I have no idea what's going on under the hood, but I'm sure it's not a linear time process, and all it takes is one of those elements to be "109.1" to flip 1M elements from Ints to Doubles. Yes, they could special-case this (and arrays of Doubles, and Strings), but where do you draw the line? That's now extra code to maintain in the compiler just to support a behavior that should be discouraged. If you need to read in 1M integers, put them in a file and read them in.
> should be discouraged. If you need to read in 1M integers, put them in a file and read them in.
This is exactly the attitude that needs to be addressed. It's hostile to argue with users who are doing something completely legal and tell them they shouldn't do that, they should do it another way, that that behavior needs to be discouraged, etc.
We went through this all the time with V8, trying to tell JS developers they just shouldn't do that because V8 had couldn't run that code fast. Or worse, that it had a particular pathology that made certain code absurdly slow. It just doesn't fly. It's V8's job to not go off the rails for user inputs; it should provide good default performance all the time, not get stuck in deopt loops, use absurd amounts of memory, etc. Yeah, and that's hard work.
I hear you, ideally the compiler should be able to manage any arbitrary input in a reasonable time, and catch itself if necessary. Usually it does—sometimes with complex ungrouped arithmetic operations with ambiguous types, Swift will error out and tell you to break up your expression, rather than get stuck.
I would love for the Swift compiler to be dramatically faster, but I understand the challenge, with a powerful type inference engine that supports Generics. It's a resource scarcity problem. If the Swift team spends 10 hours to handle long strings of integer literals, that's 10 hours they haven't put toward features that would benefit a larger audience.
Your take sounds more reasonable. I would think you would get diminishing returns if you try to solve all pathological cases.
Sometimes it is the fault of the language design too. Maybe the language spec needs to be changed. Imagine all the wasted effort to optimize V8 when you could have put static typing into Javascript itself.
Indeed—Chris Lattner has mentioned recently that in retrospect, he regrets certain Swift design decisions which have made the compiler so complex and relatively slow.
For a compiled language it seems reasonable to assume that "put them in a file and read them in" means at compile time, like the C23 pre-processor feature #embed and the Rust macro include_bytes!

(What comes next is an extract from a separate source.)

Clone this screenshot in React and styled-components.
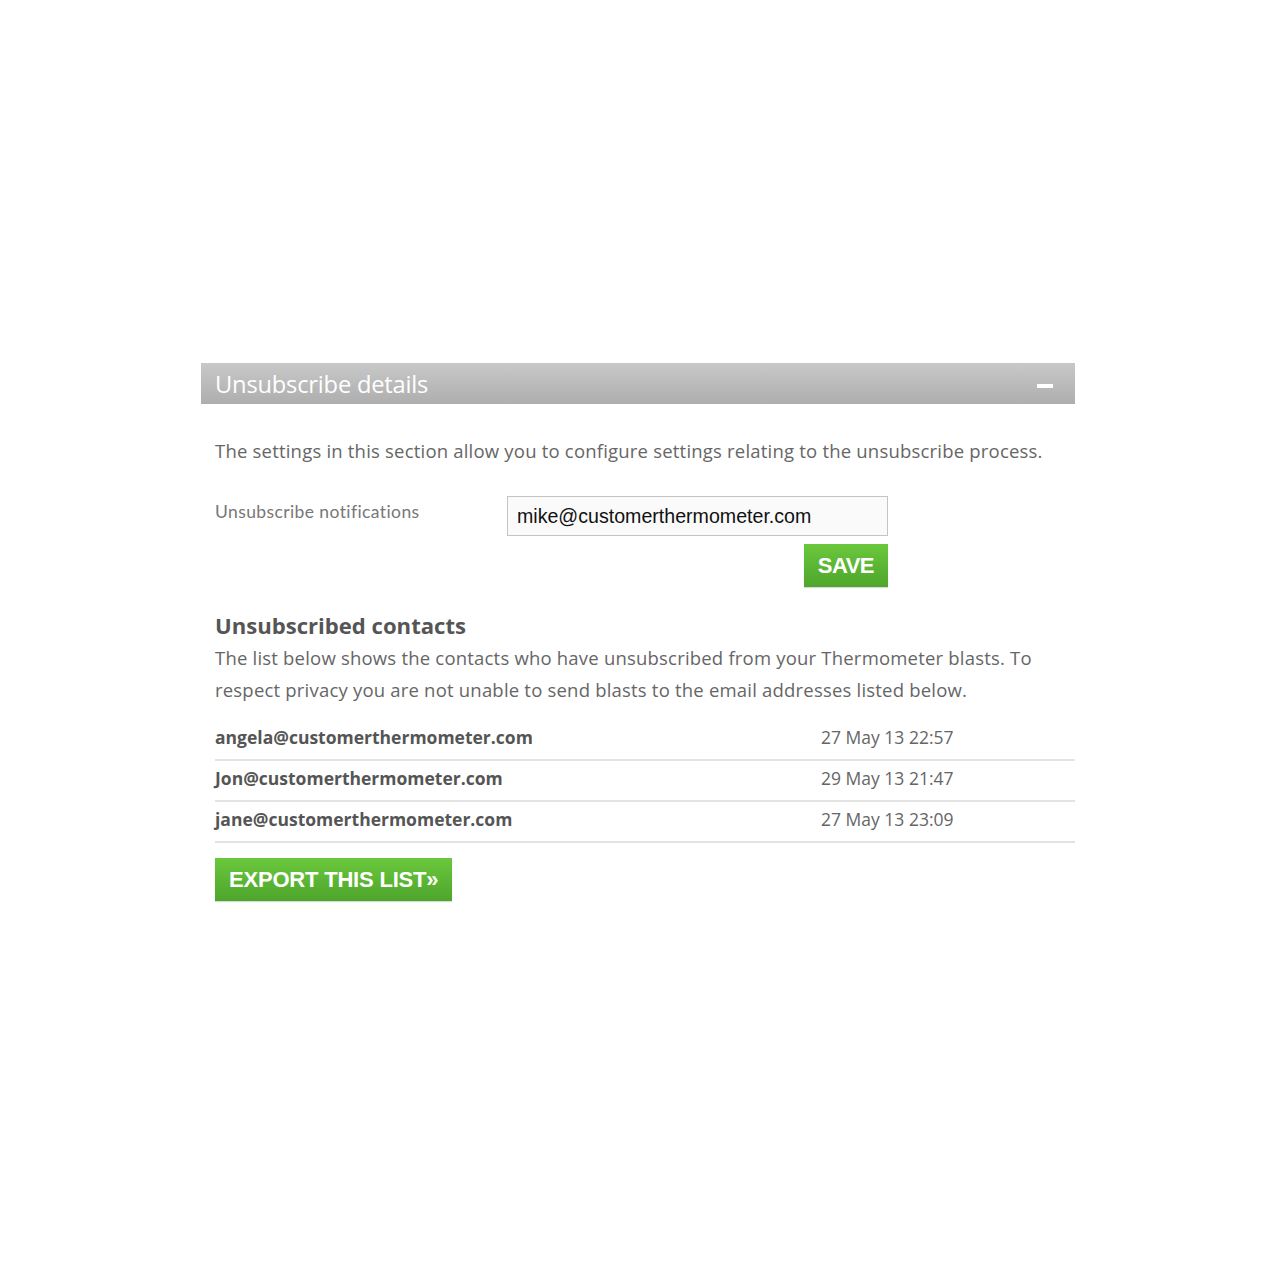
import React from 'react'
import styled, {createGlobalStyle} from 'styled-components'

const GlobalStyle = createGlobalStyle`
    html, body {
        margin: 0;
        padding: 0;
        background: #fff;
    }
    body {
        font-family: "Open Sans", "DejaVu Sans", sans-serif;
        color: #666;
    }
`

const Page = styled.div`
    width: 1280px;
    min-height: 1280px;
    padding-top: 363px;
    box-sizing: border-box;
`

const Panel = styled.section`
    width: 874px;
    margin-left: 201px;
`

const PanelHeader = styled.div`
    height: 41px;
    background: linear-gradient(180deg, #c8c8c8 0%, #aeaeae 100%);
    display: flex;
    align-items: center;
    justify-content: space-between;
    padding: 0 22px 0 14px;
    box-sizing: border-box;
`

const PanelTitle = styled.h2`
    margin: 0;
    font-family: "Open Sans", sans-serif;
    font-weight: 400;
    font-size: 23.7px;
    color: #fff;
    letter-spacing: -0.2px;
`

const Collapse = styled.span`
    display: block;
    width: 16px;
    height: 4px;
    background: #fff;
    margin-top: 4px;
`

const PanelBody = styled.div`
    padding: 0 0 0 14px;
`

const Intro = styled.p`
    margin: 35px 0 0;
    font-size: 18.5px;
    letter-spacing: 0.2px;
    line-height: 24px;
    color: #666;
`

const FieldRow = styled.div`
    display: grid;
    grid-template-columns: 292px 381px;
    margin-top: 33px;
`

const FieldLabel = styled.label`
    font-family: Lato, "Open Sans", sans-serif;
    font-size: 17.5px;
    letter-spacing: 0.4px;
    color: #777;
    padding-top: 5px;
`

const FieldControls = styled.div`
    display: flex;
    flex-direction: column;
    align-items: flex-end;
    gap: 8px;
`

const EmailInput = styled.input`
    width: 100%;
    height: 40px;
    box-sizing: border-box;
    border: 1px solid #c4c4c4;
    background: #fafafa;
    padding: 0 9px;
    font-family: "Liberation Sans", Arial, sans-serif;
    font-size: 19.6px;
    color: #111;
    outline: none;
`

const GreenButton = styled.button`
    height: 43px;
    border: none;
    background: linear-gradient(180deg, #6ac83c 0%, #4ea52c 100%);
    color: #fff;
    font-family: "Liberation Sans", Arial, sans-serif;
    font-weight: 700;
    font-size: 22px;
    letter-spacing: ${p => p.$spacing ?? -0.5}px;
    padding: 0 ${p => p.$pad || 13}px;
    cursor: pointer;
    box-shadow: 0 1px 1px rgba(0,0,0,0.15);
`

const SectionTitle = styled.h3`
    margin: 23px 0 0;
    font-size: 22.1px;
    font-weight: 700;
    color: #555;
    line-height: 30px;
`

const Description = styled.p`
    margin: 2px 0 0;
    font-size: 18.5px;
    letter-spacing: 0.2px;
    line-height: 32px;
    color: #666;
`

const ContactList = styled.div`
    margin-top: 14px;
`

const ContactRow = styled.div`
    display: grid;
    grid-template-columns: 606px 1fr;
    height: 41px;
    align-items: center;
    border-bottom: 2px solid #e3e3e3;
    box-sizing: border-box;
    padding-bottom: 6px;
`

const ContactEmail = styled.span`
    font-size: 17.5px;
    font-weight: 700;
    color: #555;
`

const ContactDate = styled.span`
    font-size: 17.5px;
    color: #666;
`

const ExportWrap = styled.div`
    margin-top: 15px;
`

const contacts = [
    {email: 'angela@customerthermometer.com', date: '27 May 13 22:57'},
    {email: 'Jon@customerthermometer.com', date: '29 May 13 21:47'},
    {email: 'jane@customerthermometer.com', date: '27 May 13 23:09'},
]

const App = () => {
    return (
        <Page>
            <GlobalStyle/>
            <Panel>
                <PanelHeader>
                    <PanelTitle>Unsubscribe details</PanelTitle>
                    <Collapse/>
                </PanelHeader>
                <PanelBody>
                    <Intro>The settings in this section allow you to configure settings relating to the unsubscribe process.</Intro>
                    <FieldRow>
                        <FieldLabel>Unsubscribe notifications</FieldLabel>
                        <FieldControls>
                            <EmailInput defaultValue="mike@customerthermometer.com"/>
                            <GreenButton $pad={14}>SAVE</GreenButton>
                        </FieldControls>
                    </FieldRow>
                    <SectionTitle>Unsubscribed contacts</SectionTitle>
                    <Description>The list below shows the contacts who have unsubscribed from your Thermometer blasts. To respect privacy you are not unable to send blasts to the email addresses listed below.</Description>
                    <ContactList>
                        {contacts.map(c => (
                            <ContactRow key={c.email}>
                                <ContactEmail>{c.email}</ContactEmail>
                                <ContactDate>{c.date}</ContactDate>
                            </ContactRow>
                        ))}
                    </ContactList>
                    <ExportWrap>
                        <GreenButton $pad={14} $spacing={-0.2}>EXPORT THIS LIST»</GreenButton>
                    </ExportWrap>
                </PanelBody>
            </Panel>
        </Page>
    )
}

export default App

Now, #embed and include_bytes! always give you bytes (in Rust these are definitely u8, an unsigned 8-bit integer, I don't know what is promised in C but in practice I expect you get the same) because that's what modern files are - whereas maybe you want, say, 32-bit big endian signed integers in this Swift example. But, Swift is a higher level language, it's OK if it has some more nuance here and maybe pays a small performance penalty for it. 10% slower wouldn't be objectionable if we can specify the type of data for example.